• **Records supplied**:
════

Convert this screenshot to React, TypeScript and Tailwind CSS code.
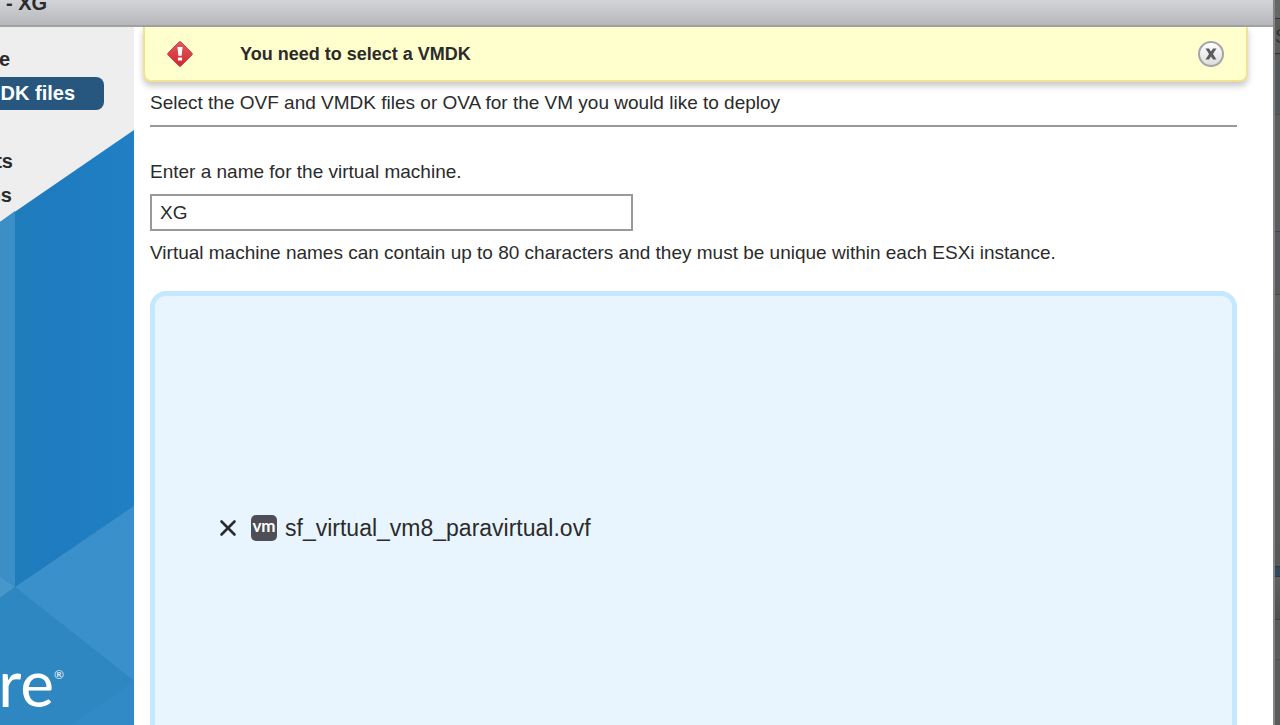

════

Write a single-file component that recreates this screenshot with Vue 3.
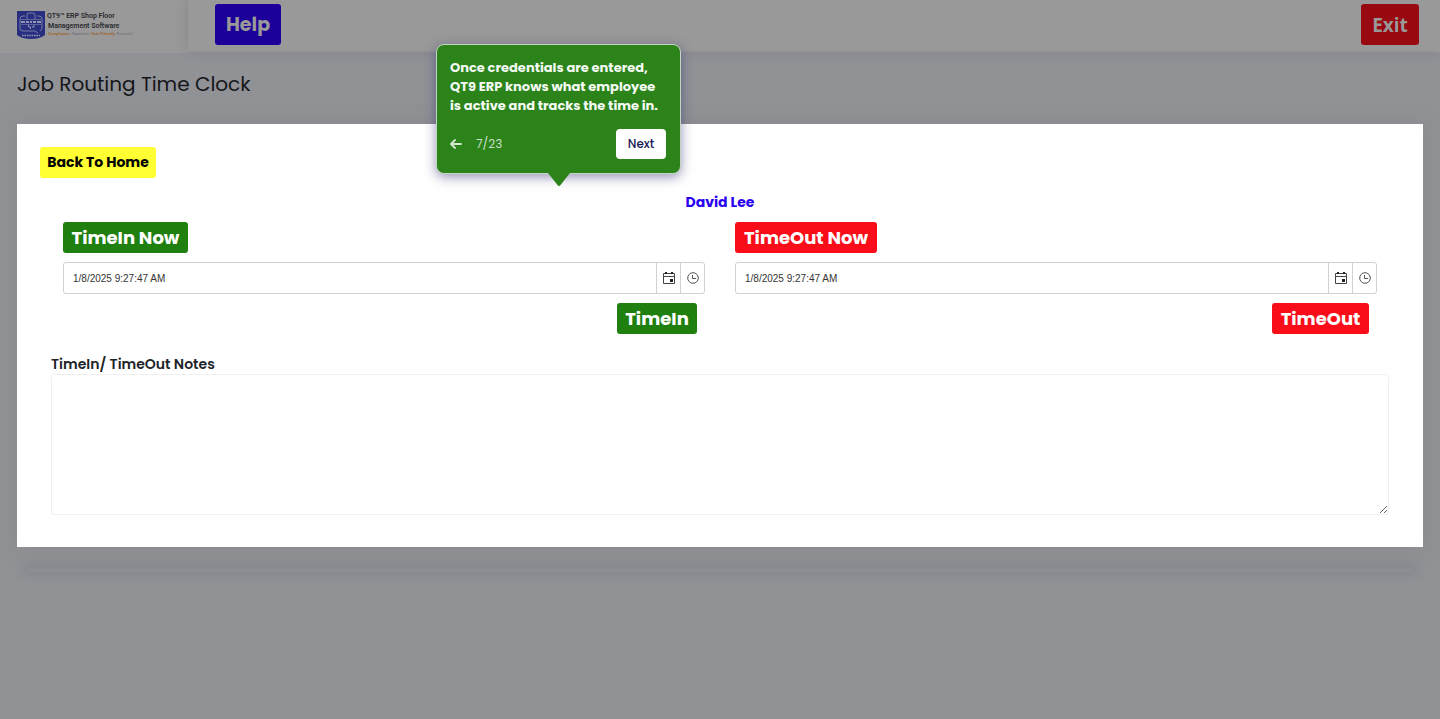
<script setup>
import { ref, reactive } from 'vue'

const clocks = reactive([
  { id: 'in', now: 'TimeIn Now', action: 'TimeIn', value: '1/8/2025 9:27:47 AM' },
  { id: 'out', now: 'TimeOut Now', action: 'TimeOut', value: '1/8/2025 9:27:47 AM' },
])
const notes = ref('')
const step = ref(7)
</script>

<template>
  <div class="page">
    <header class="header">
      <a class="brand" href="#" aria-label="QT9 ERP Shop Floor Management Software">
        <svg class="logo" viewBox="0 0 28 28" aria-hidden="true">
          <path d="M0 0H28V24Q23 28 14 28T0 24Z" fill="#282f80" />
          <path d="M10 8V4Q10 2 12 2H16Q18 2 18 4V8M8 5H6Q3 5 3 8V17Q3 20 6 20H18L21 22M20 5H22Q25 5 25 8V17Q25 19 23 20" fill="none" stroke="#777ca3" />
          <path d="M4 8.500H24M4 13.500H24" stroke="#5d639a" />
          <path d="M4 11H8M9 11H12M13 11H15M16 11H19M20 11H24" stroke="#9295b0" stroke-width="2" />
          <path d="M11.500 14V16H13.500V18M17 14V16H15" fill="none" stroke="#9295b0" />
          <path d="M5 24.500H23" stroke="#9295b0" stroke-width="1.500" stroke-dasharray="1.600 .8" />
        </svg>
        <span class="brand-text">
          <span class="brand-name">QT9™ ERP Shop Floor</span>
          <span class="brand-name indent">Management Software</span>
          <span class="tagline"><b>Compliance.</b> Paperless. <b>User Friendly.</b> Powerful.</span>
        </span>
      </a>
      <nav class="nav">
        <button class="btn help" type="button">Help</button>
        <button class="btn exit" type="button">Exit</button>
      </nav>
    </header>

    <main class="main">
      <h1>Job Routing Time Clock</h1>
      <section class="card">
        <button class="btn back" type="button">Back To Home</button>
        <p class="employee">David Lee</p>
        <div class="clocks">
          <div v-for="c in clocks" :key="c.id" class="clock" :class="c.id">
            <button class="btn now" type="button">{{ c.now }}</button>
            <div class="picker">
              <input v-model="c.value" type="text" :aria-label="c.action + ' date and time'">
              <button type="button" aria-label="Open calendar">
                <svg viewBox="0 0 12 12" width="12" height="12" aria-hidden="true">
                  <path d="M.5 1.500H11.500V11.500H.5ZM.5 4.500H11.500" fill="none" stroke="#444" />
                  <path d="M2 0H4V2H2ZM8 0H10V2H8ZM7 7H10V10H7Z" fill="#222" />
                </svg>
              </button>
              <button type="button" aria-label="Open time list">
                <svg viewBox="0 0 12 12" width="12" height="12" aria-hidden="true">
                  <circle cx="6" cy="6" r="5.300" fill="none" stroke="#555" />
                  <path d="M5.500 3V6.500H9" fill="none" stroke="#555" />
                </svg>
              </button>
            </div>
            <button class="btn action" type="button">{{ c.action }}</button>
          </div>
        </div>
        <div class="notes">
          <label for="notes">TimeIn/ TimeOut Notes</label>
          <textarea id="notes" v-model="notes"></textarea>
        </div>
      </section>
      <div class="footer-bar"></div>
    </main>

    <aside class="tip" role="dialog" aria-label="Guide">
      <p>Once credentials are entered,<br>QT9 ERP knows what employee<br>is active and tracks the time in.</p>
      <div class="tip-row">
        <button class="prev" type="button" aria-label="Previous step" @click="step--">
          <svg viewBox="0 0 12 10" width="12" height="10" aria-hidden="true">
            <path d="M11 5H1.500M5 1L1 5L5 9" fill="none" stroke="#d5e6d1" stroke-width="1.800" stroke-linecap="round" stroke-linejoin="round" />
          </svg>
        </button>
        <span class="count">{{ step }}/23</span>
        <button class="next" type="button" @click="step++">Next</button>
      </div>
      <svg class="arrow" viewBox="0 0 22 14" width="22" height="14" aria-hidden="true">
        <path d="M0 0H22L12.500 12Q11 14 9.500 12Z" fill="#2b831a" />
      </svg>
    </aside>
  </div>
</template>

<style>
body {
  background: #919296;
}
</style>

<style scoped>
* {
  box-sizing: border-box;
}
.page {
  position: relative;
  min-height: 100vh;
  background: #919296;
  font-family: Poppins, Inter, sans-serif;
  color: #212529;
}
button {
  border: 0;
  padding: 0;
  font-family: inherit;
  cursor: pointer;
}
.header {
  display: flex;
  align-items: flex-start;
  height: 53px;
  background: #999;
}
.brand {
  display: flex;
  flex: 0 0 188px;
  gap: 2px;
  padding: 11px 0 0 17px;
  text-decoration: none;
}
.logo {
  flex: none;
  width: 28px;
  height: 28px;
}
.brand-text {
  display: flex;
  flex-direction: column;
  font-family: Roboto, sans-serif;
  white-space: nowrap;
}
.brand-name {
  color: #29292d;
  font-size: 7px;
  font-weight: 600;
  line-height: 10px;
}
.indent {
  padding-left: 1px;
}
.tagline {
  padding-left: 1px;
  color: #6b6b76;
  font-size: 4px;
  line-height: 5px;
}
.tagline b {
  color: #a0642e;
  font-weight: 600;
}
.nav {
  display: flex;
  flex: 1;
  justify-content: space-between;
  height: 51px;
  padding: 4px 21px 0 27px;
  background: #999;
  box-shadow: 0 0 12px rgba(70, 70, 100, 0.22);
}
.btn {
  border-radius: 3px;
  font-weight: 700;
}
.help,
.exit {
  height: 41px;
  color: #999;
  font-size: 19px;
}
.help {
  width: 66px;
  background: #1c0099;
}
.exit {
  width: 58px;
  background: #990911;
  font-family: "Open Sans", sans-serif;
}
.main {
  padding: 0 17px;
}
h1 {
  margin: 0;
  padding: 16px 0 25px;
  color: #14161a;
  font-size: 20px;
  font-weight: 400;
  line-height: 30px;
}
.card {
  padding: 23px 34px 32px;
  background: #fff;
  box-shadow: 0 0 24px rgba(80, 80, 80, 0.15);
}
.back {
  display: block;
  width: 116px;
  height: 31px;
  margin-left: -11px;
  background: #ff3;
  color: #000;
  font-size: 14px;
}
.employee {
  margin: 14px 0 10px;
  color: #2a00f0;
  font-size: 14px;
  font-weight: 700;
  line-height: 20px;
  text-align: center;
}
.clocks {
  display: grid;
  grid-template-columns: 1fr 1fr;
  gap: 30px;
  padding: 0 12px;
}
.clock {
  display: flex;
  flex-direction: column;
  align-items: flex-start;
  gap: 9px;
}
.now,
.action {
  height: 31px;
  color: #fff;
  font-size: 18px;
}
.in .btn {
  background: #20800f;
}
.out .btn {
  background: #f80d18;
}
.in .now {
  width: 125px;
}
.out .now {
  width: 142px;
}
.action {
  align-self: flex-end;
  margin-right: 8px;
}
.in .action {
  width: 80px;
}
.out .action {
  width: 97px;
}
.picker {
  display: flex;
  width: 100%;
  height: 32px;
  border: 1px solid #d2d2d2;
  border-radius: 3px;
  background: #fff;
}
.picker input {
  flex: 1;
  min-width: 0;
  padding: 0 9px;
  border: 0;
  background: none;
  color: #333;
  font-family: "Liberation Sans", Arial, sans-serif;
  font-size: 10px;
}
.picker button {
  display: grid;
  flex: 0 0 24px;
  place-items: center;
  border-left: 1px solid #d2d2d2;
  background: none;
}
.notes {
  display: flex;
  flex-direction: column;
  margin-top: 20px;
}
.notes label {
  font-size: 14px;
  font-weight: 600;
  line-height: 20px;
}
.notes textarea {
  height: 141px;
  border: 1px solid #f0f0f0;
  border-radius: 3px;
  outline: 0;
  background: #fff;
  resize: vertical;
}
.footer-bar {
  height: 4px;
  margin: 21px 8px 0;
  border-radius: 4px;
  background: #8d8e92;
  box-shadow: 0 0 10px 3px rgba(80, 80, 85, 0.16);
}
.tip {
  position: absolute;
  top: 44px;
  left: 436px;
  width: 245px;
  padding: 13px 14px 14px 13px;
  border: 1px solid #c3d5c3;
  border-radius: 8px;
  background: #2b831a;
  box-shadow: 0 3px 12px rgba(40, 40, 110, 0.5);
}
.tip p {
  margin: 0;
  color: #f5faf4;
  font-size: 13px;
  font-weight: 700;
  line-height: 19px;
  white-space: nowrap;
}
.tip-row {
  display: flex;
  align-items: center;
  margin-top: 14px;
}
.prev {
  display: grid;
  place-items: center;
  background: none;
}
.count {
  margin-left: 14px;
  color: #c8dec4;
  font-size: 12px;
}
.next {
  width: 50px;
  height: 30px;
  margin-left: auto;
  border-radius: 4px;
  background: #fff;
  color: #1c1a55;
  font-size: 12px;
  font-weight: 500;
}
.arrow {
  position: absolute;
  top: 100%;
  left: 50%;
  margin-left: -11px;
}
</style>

════

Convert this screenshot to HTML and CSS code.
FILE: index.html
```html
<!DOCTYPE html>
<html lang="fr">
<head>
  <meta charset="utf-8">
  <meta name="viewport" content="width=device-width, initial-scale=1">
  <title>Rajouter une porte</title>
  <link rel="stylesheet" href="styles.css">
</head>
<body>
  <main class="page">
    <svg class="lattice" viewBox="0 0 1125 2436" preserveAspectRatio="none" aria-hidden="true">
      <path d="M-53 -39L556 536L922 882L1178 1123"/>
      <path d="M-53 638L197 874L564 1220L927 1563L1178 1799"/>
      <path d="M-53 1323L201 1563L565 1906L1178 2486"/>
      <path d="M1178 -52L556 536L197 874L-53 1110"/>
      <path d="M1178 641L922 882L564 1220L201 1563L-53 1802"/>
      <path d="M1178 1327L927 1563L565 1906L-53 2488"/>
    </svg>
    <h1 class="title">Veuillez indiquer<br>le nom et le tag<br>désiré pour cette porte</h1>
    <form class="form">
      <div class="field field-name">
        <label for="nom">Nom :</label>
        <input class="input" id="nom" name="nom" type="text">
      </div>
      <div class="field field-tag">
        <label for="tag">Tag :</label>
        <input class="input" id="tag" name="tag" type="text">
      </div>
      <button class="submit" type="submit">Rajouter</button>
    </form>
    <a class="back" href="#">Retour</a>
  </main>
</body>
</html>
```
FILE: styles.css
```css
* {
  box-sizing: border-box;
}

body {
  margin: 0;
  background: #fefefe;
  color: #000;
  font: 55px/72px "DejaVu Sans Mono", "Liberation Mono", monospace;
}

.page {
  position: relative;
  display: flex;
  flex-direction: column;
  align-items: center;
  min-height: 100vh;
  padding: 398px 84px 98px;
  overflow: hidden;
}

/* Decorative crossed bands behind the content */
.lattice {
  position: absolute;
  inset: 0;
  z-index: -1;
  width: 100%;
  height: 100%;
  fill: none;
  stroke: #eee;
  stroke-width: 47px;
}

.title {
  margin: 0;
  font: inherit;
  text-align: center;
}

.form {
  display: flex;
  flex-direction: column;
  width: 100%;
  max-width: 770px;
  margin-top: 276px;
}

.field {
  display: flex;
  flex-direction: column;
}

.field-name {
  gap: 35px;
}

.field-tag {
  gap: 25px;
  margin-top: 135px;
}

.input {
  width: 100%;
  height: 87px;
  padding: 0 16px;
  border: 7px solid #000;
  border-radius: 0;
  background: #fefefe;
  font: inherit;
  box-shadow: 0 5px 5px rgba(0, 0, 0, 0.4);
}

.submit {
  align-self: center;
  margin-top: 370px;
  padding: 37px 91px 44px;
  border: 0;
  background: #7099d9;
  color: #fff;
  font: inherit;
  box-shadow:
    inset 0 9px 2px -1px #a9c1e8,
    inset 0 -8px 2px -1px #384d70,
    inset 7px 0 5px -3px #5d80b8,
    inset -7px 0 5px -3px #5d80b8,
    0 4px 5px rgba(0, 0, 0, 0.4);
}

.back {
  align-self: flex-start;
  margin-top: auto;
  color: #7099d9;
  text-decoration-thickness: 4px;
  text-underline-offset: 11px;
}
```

════

• **Problem**: Scan the records for the string "this". Copy each line in which it appears.

• **The output**:
Convert this screenshot to React, TypeScript and Tailwind CSS code.
Write a single-file component that recreates this screenshot with Vue 3.
Convert this screenshot to HTML and CSS code.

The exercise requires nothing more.